Stated goal: Your task is to output the entries below word for word.

Entries with page source code:
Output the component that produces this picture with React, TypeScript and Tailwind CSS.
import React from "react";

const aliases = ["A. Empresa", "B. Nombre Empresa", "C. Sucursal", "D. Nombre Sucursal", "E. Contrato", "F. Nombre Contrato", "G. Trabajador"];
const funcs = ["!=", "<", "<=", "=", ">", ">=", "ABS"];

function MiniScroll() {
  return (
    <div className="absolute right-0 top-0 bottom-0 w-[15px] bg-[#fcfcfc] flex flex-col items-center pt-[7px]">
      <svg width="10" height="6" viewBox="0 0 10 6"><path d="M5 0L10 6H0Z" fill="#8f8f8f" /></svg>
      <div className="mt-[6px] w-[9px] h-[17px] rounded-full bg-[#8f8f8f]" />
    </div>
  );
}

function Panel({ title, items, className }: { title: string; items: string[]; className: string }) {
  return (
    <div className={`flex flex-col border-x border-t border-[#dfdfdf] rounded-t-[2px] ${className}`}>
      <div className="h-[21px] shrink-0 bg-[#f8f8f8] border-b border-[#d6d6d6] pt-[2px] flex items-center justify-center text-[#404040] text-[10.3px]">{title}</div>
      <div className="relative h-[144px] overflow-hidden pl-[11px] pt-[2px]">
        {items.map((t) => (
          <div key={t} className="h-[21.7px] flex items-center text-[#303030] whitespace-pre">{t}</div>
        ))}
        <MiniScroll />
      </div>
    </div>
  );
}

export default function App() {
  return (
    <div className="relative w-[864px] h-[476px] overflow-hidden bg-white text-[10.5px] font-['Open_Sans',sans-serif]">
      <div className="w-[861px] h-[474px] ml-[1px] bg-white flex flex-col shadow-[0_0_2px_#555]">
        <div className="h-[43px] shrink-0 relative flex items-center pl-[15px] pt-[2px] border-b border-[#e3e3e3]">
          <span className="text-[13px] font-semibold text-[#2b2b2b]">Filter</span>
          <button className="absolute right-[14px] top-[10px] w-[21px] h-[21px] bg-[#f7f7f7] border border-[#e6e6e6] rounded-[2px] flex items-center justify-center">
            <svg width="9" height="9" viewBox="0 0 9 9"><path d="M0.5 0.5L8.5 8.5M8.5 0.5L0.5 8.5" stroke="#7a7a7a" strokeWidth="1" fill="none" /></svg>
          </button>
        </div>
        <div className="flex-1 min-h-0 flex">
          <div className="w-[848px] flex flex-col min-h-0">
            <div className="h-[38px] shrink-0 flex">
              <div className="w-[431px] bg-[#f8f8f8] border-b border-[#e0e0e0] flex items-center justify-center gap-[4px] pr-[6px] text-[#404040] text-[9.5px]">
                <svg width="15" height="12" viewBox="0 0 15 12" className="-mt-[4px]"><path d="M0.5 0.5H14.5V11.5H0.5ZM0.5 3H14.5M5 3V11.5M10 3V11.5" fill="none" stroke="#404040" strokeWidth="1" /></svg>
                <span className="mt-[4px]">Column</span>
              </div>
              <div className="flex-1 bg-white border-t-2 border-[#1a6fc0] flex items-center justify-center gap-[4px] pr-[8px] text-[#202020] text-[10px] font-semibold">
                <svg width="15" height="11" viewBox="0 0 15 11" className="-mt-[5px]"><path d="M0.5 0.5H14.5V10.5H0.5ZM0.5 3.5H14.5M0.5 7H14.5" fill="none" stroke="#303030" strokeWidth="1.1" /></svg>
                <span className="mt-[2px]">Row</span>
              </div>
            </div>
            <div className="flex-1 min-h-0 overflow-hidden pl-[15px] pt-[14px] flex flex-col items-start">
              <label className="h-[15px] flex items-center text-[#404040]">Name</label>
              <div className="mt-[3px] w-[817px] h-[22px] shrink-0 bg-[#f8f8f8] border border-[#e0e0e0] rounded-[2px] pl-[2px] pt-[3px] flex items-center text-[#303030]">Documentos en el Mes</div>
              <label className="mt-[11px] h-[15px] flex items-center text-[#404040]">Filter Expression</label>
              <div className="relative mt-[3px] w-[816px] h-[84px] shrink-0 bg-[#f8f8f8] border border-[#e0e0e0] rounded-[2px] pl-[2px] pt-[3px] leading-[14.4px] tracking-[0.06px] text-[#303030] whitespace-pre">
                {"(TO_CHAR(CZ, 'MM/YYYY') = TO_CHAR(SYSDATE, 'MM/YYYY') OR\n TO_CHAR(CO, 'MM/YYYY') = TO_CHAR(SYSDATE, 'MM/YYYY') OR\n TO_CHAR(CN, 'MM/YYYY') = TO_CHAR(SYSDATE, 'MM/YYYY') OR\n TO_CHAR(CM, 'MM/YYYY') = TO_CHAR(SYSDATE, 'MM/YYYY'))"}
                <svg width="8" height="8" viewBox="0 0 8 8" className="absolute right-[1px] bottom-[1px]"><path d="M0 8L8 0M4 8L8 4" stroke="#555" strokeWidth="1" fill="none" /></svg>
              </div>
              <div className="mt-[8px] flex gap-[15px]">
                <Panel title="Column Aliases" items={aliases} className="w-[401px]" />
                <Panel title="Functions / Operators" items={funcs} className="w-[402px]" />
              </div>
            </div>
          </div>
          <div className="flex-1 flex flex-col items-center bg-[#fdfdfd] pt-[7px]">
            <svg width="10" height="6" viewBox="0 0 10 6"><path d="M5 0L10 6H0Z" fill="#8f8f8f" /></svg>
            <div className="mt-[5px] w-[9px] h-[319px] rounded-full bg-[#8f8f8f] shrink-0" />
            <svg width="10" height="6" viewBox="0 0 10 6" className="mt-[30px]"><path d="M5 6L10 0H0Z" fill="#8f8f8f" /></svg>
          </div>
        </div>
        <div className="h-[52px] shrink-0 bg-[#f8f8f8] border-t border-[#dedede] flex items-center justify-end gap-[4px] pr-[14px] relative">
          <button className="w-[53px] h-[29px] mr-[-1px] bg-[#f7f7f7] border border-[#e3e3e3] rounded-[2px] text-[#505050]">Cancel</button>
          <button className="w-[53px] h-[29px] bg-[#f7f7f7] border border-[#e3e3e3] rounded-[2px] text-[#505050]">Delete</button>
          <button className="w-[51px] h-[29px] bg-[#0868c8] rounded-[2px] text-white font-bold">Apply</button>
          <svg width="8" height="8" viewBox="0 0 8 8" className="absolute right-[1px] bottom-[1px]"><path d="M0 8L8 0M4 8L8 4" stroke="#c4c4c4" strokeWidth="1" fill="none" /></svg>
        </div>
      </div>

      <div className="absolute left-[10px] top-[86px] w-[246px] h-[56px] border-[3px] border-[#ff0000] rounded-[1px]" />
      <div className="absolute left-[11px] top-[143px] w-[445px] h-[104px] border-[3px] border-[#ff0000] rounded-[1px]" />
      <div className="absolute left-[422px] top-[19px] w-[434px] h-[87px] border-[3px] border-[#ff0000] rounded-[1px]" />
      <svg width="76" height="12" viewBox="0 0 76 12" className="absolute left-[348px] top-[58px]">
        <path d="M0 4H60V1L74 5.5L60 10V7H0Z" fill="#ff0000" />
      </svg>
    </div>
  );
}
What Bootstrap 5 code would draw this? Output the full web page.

Response for this exercise:
Output the component that produces this picture with React, TypeScript and Tailwind CSS.
import React from "react";

const aliases = ["A. Empresa", "B. Nombre Empresa", "C. Sucursal", "D. Nombre Sucursal", "E. Contrato", "F. Nombre Contrato", "G. Trabajador"];
const funcs = ["!=", "<", "<=", "=", ">", ">=", "ABS"];

function MiniScroll() {
  return (
    <div className="absolute right-0 top-0 bottom-0 w-[15px] bg-[#fcfcfc] flex flex-col items-center pt-[7px]">
      <svg width="10" height="6" viewBox="0 0 10 6"><path d="M5 0L10 6H0Z" fill="#8f8f8f" /></svg>
      <div className="mt-[6px] w-[9px] h-[17px] rounded-full bg-[#8f8f8f]" />
    </div>
  );
}

function Panel({ title, items, className }: { title: string; items: string[]; className: string }) {
  return (
    <div className={`flex flex-col border-x border-t border-[#dfdfdf] rounded-t-[2px] ${className}`}>
      <div className="h-[21px] shrink-0 bg-[#f8f8f8] border-b border-[#d6d6d6] pt-[2px] flex items-center justify-center text-[#404040] text-[10.3px]">{title}</div>
      <div className="relative h-[144px] overflow-hidden pl-[11px] pt-[2px]">
        {items.map((t) => (
          <div key={t} className="h-[21.7px] flex items-center text-[#303030] whitespace-pre">{t}</div>
        ))}
        <MiniScroll />
      </div>
    </div>
  );
}

export default function App() {
  return (
    <div className="relative w-[864px] h-[476px] overflow-hidden bg-white text-[10.5px] font-['Open_Sans',sans-serif]">
      <div className="w-[861px] h-[474px] ml-[1px] bg-white flex flex-col shadow-[0_0_2px_#555]">
        <div className="h-[43px] shrink-0 relative flex items-center pl-[15px] pt-[2px] border-b border-[#e3e3e3]">
          <span className="text-[13px] font-semibold text-[#2b2b2b]">Filter</span>
          <button className="absolute right-[14px] top-[10px] w-[21px] h-[21px] bg-[#f7f7f7] border border-[#e6e6e6] rounded-[2px] flex items-center justify-center">
            <svg width="9" height="9" viewBox="0 0 9 9"><path d="M0.5 0.5L8.5 8.5M8.5 0.5L0.5 8.5" stroke="#7a7a7a" strokeWidth="1" fill="none" /></svg>
          </button>
        </div>
        <div className="flex-1 min-h-0 flex">
          <div className="w-[848px] flex flex-col min-h-0">
            <div className="h-[38px] shrink-0 flex">
              <div className="w-[431px] bg-[#f8f8f8] border-b border-[#e0e0e0] flex items-center justify-center gap-[4px] pr-[6px] text-[#404040] text-[9.5px]">
                <svg width="15" height="12" viewBox="0 0 15 12" className="-mt-[4px]"><path d="M0.5 0.5H14.5V11.5H0.5ZM0.5 3H14.5M5 3V11.5M10 3V11.5" fill="none" stroke="#404040" strokeWidth="1" /></svg>
                <span className="mt-[4px]">Column</span>
              </div>
              <div className="flex-1 bg-white border-t-2 border-[#1a6fc0] flex items-center justify-center gap-[4px] pr-[8px] text-[#202020] text-[10px] font-semibold">
                <svg width="15" height="11" viewBox="0 0 15 11" className="-mt-[5px]"><path d="M0.5 0.5H14.5V10.5H0.5ZM0.5 3.5H14.5M0.5 7H14.5" fill="none" stroke="#303030" strokeWidth="1.1" /></svg>
                <span className="mt-[2px]">Row</span>
              </div>
            </div>
            <div className="flex-1 min-h-0 overflow-hidden pl-[15px] pt-[14px] flex flex-col items-start">
              <label className="h-[15px] flex items-center text-[#404040]">Name</label>
              <div className="mt-[3px] w-[817px] h-[22px] shrink-0 bg-[#f8f8f8] border border-[#e0e0e0] rounded-[2px] pl-[2px] pt-[3px] flex items-center text-[#303030]">Documentos en el Mes</div>
              <label className="mt-[11px] h-[15px] flex items-center text-[#404040]">Filter Expression</label>
              <div className="relative mt-[3px] w-[816px] h-[84px] shrink-0 bg-[#f8f8f8] border border-[#e0e0e0] rounded-[2px] pl-[2px] pt-[3px] leading-[14.4px] tracking-[0.06px] text-[#303030] whitespace-pre">
                {"(TO_CHAR(CZ, 'MM/YYYY') = TO_CHAR(SYSDATE, 'MM/YYYY') OR\n TO_CHAR(CO, 'MM/YYYY') = TO_CHAR(SYSDATE, 'MM/YYYY') OR\n TO_CHAR(CN, 'MM/YYYY') = TO_CHAR(SYSDATE, 'MM/YYYY') OR\n TO_CHAR(CM, 'MM/YYYY') = TO_CHAR(SYSDATE, 'MM/YYYY'))"}
                <svg width="8" height="8" viewBox="0 0 8 8" className="absolute right-[1px] bottom-[1px]"><path d="M0 8L8 0M4 8L8 4" stroke="#555" strokeWidth="1" fill="none" /></svg>
              </div>
              <div className="mt-[8px] flex gap-[15px]">
                <Panel title="Column Aliases" items={aliases} className="w-[401px]" />
                <Panel title="Functions / Operators" items={funcs} className="w-[402px]" />
              </div>
            </div>
          </div>
          <div className="flex-1 flex flex-col items-center bg-[#fdfdfd] pt-[7px]">
            <svg width="10" height="6" viewBox="0 0 10 6"><path d="M5 0L10 6H0Z" fill="#8f8f8f" /></svg>
            <div className="mt-[5px] w-[9px] h-[319px] rounded-full bg-[#8f8f8f] shrink-0" />
            <svg width="10" height="6" viewBox="0 0 10 6" className="mt-[30px]"><path d="M5 6L10 0H0Z" fill="#8f8f8f" /></svg>
          </div>
        </div>
        <div className="h-[52px] shrink-0 bg-[#f8f8f8] border-t border-[#dedede] flex items-center justify-end gap-[4px] pr-[14px] relative">
          <button className="w-[53px] h-[29px] mr-[-1px] bg-[#f7f7f7] border border-[#e3e3e3] rounded-[2px] text-[#505050]">Cancel</button>
          <button className="w-[53px] h-[29px] bg-[#f7f7f7] border border-[#e3e3e3] rounded-[2px] text-[#505050]">Delete</button>
          <button className="w-[51px] h-[29px] bg-[#0868c8] rounded-[2px] text-white font-bold">Apply</button>
          <svg width="8" height="8" viewBox="0 0 8 8" className="absolute right-[1px] bottom-[1px]"><path d="M0 8L8 0M4 8L8 4" stroke="#c4c4c4" strokeWidth="1" fill="none" /></svg>
        </div>
      </div>

      <div className="absolute left-[10px] top-[86px] w-[246px] h-[56px] border-[3px] border-[#ff0000] rounded-[1px]" />
      <div className="absolute left-[11px] top-[143px] w-[445px] h-[104px] border-[3px] border-[#ff0000] rounded-[1px]" />
      <div className="absolute left-[422px] top-[19px] w-[434px] h-[87px] border-[3px] border-[#ff0000] rounded-[1px]" />
      <svg width="76" height="12" viewBox="0 0 76 12" className="absolute left-[348px] top-[58px]">
        <path d="M0 4H60V1L74 5.5L60 10V7H0Z" fill="#ff0000" />
      </svg>
    </div>
  );
}
What Bootstrap 5 code would draw this? Output the full web page.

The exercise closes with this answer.